- Born: c. 1965 (age 60–61) Romania
- Occupation: Businessman
- Known for: Fraud and embezzlement related to a Ponzi scheme known as the Fondul Național de Investiții (FNI)
- Criminal charges: Fraud and embezzlement
- Criminal penalty: 15 years in prison

= Nicolae Popa (businessman) =

Romanian criminal (born 1965)

Nicolae Popa (born c. 1965) is a Romanian criminal. In 2006 he was sentenced in absentia to 15 years in jail for fraud and embezzlement related to the 2000 collapse of the Fondul Național de Investiții (FNI) Ponzi scheme, with an estimated prejudice of 1.2 million euros spread between some 130,000 investors.

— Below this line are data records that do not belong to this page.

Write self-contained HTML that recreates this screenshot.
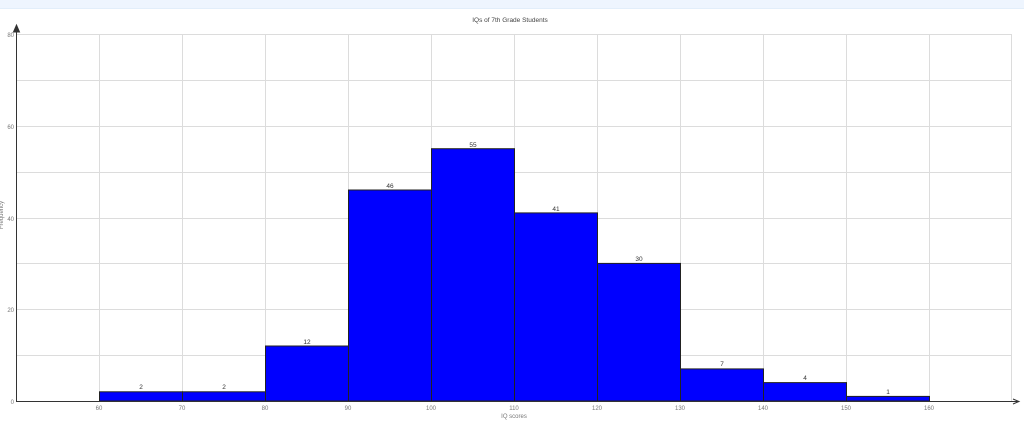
<!DOCTYPE html>
<html><head><meta charset="utf-8"><style>
html,body{margin:0;padding:0;background:#fff;width:1024px;height:426px;overflow:hidden}
svg{display:block;font-family:"Liberation Sans",sans-serif}
</style></head><body>
<svg width="1024" height="426" viewBox="0 0 1024 426">
<rect x="0" y="0" width="1024" height="8" fill="#eef5fe"/>
<line x1="0" y1="8.5" x2="1024" y2="8.5" stroke="#e2eefa"/>
<text x="510" y="22" font-size="6.5" fill="#444" text-anchor="middle">IQs of 7th Grade Students</text>
<g stroke="#dcdcdc" stroke-width="1">
<line x1="16" y1="34.5" x2="1011" y2="34.5"/>
<line x1="16" y1="80.5" x2="1011" y2="80.5"/>
<line x1="16" y1="126.5" x2="1011" y2="126.5"/>
<line x1="16" y1="172.5" x2="1011" y2="172.5"/>
<line x1="16" y1="218.5" x2="1011" y2="218.5"/>
<line x1="16" y1="263.5" x2="1011" y2="263.5"/>
<line x1="16" y1="309.5" x2="1011" y2="309.5"/>
<line x1="16" y1="355.5" x2="1011" y2="355.5"/>
<line x1="99.5" y1="34" x2="99.5" y2="401"/>
<line x1="182.5" y1="34" x2="182.5" y2="401"/>
<line x1="265.5" y1="34" x2="265.5" y2="401"/>
<line x1="348.5" y1="34" x2="348.5" y2="401"/>
<line x1="431.5" y1="34" x2="431.5" y2="401"/>
<line x1="514.5" y1="34" x2="514.5" y2="401"/>
<line x1="597.5" y1="34" x2="597.5" y2="401"/>
<line x1="680.5" y1="34" x2="680.5" y2="401"/>
<line x1="763.5" y1="34" x2="763.5" y2="401"/>
<line x1="846.5" y1="34" x2="846.5" y2="401"/>
<line x1="929.5" y1="34" x2="929.5" y2="401"/>
<line x1="1011.5" y1="34" x2="1011.5" y2="401"/>
</g>
<g fill="#0000ff" stroke="#222" stroke-width="1">
<rect x="99.5" y="391.8" width="83" height="9.2"/>
<rect x="182.5" y="391.8" width="83" height="9.2"/>
<rect x="265.5" y="346" width="83" height="55"/>
<rect x="348.5" y="190" width="83" height="211"/>
<rect x="431.5" y="148.7" width="83" height="252.3"/>
<rect x="514.5" y="212.9" width="83" height="188.1"/>
<rect x="597.5" y="263.4" width="83" height="137.6"/>
<rect x="680.5" y="368.9" width="83" height="32.1"/>
<rect x="763.5" y="382.6" width="83" height="18.4"/>
<rect x="846.5" y="396.4" width="83" height="4.6"/>
</g>
<g font-size="6.5" fill="#333" text-anchor="middle">
<text x="141" y="389">2</text><text x="224" y="389">2</text>
<text x="307" y="344">12</text><text x="390" y="188">46</text>
<text x="473" y="147">55</text><text x="556" y="211">41</text>
<text x="639" y="261">30</text><text x="722" y="366">7</text>
<text x="805" y="380">4</text><text x="888" y="394">1</text>
</g>
<g stroke="#333" stroke-width="1" fill="none">
<line x1="16.5" y1="28" x2="16.5" y2="401"/>
<line x1="16" y1="401.5" x2="1018" y2="401.5"/>
<path d="M13.5 32 L16.5 25 L19.5 32 Z" fill="#333"/>
<path d="M1013 399 L1019 401.5 L1013 404" />
</g>
<g font-size="6" fill="#777" text-anchor="end">
<text x="14" y="37">80</text><text x="14" y="129">60</text>
<text x="14" y="221">40</text><text x="14" y="312">20</text><text x="14" y="404">0</text>
</g>
<g font-size="6" fill="#777" text-anchor="middle">
<text x="99" y="410">60</text><text x="182" y="410">70</text><text x="265" y="410">80</text>
<text x="348" y="410">90</text><text x="431" y="410">100</text><text x="514" y="410">110</text>
<text x="597" y="410">120</text><text x="680" y="410">130</text><text x="763" y="410">140</text>
<text x="846" y="410">150</text><text x="929" y="410">160</text>
<text x="514" y="418">IQ scores</text>
</g>
<text transform="translate(3,215) rotate(-90)" font-size="6" fill="#777" text-anchor="middle">Frequency</text>
</svg>
</body></html>
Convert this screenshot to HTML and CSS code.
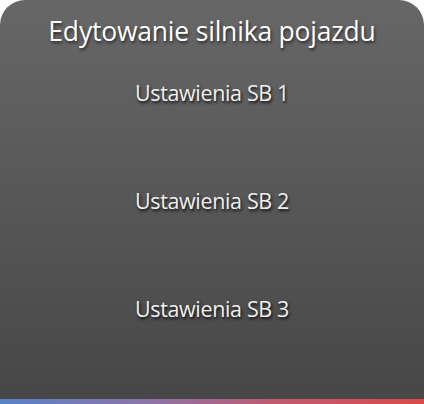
FILE: index.html
```html
<!DOCTYPE html>
<html lang="pl">
<head>
<meta charset="utf-8">
<link rel="stylesheet" href="styles.css">
</head>
<body>
<div class="panel">
  <div class="title">Edytowanie silnika pojazdu</div>
  <div class="list">
    <div class="item">Ustawienia SB 1</div>
    <div class="item">Ustawienia SB 2</div>
    <div class="item">Ustawienia SB 3</div>
  </div>
</div>
<div class="bar"></div>
</body>
</html>
```
FILE: styles.css
```css
html, body {
  margin: 0;
  padding: 0;
  background: #ffffff;
}
body {
  width: 424px;
  height: 404px;
  overflow: hidden;
  font-family: "Open Sans", "Noto Sans", sans-serif;
}
.panel {
  height: 399px;
  border-radius: 25px 25px 0 0;
  background: linear-gradient(to bottom, #676767 0%, #474747 100%);
  display: flex;
  flex-direction: column;
}
.title {
  height: 62px;
  line-height: 62px;
  text-align: center;
  color: #ffffff;
  font-size: 26.5px;
  letter-spacing: -0.2px;
  text-shadow: 1px 2px 3px rgba(0,0,0,0.6);
}
.list {
  display: flex;
  flex-direction: column;
  gap: 46px;
}
.item {
  height: 62px;
  line-height: 62px;
  text-align: center;
  color: #efefef;
  font-size: 21.5px;
  font-weight: 500;
  letter-spacing: -0.35px;
  text-shadow: 1px 2px 3px rgba(0,0,0,0.85);
}
.bar {
  height: 5px;
  background: linear-gradient(to right, #5a82c8 0%, #8c74a8 35%, #c05a70 65%, #da4a4a 100%);
}
```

The sentence was final; all appeals were exhausted. Popa was also sentenced to 12 years in jail for a different affair, Fondul Național de Acumulare (FNA), but this decision may still be appealed. On the run since 2002, Popa was apprehended in December 2009 in Jakarta, Indonesia. Sorin Ovidiu Vântu, a high-profile businessman and owner of several newspapers and television stations, declared after Popa's apprehension that he still considers Popa a friend and that the sentences are "a giant manipulation".

In the final televised debate of the 2009 presidential elections, Popa's arrest was used as political ammunition by the incumbent president Traian Băsescu against runoff rival Mircea Geoană, after the latter met with Vântu the night before the debate just after news of Popa's apprehension broke out.

At his trial in Giurgiu in 2014, Popa was sentenced to 10 years and 4 months in prison; he was liberated in 2017, after serving 3 years and 2 months.